Input records:
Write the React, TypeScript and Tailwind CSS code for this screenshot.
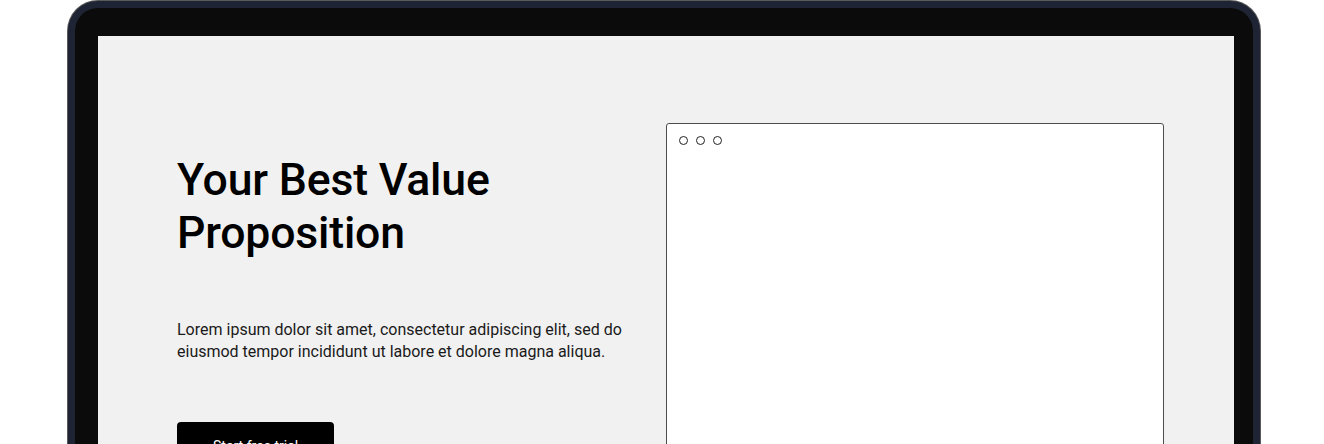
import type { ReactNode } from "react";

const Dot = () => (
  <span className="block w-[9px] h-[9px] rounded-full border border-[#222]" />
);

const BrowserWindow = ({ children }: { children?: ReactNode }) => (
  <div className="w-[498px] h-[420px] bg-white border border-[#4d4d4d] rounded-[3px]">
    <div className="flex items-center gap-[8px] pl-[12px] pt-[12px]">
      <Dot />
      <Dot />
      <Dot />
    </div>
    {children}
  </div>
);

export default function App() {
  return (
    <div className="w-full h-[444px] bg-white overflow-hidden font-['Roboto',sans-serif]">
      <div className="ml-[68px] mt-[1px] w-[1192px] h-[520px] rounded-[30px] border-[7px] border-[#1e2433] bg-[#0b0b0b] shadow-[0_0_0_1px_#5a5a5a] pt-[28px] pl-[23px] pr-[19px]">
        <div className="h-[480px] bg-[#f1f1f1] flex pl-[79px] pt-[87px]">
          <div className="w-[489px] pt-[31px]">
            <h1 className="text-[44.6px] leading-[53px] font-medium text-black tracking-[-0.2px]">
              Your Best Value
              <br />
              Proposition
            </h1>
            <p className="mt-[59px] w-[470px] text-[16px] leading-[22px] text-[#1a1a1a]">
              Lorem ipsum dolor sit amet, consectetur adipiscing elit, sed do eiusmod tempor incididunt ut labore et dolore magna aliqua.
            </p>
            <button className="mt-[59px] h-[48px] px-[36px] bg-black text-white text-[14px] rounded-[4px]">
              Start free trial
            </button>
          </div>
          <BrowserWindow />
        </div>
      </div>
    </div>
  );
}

* * *

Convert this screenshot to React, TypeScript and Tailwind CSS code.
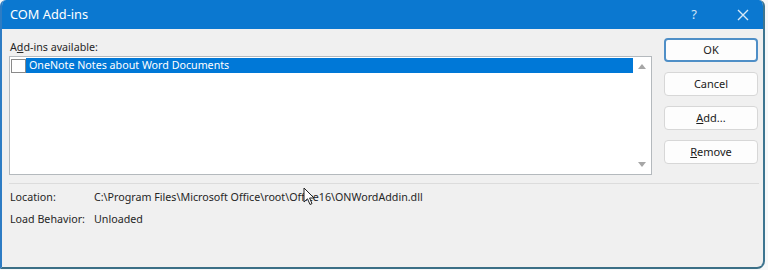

Your task: Work out how many lines of the data hold the string "Tailwind". Reply with that number alone.

Expected answer: 2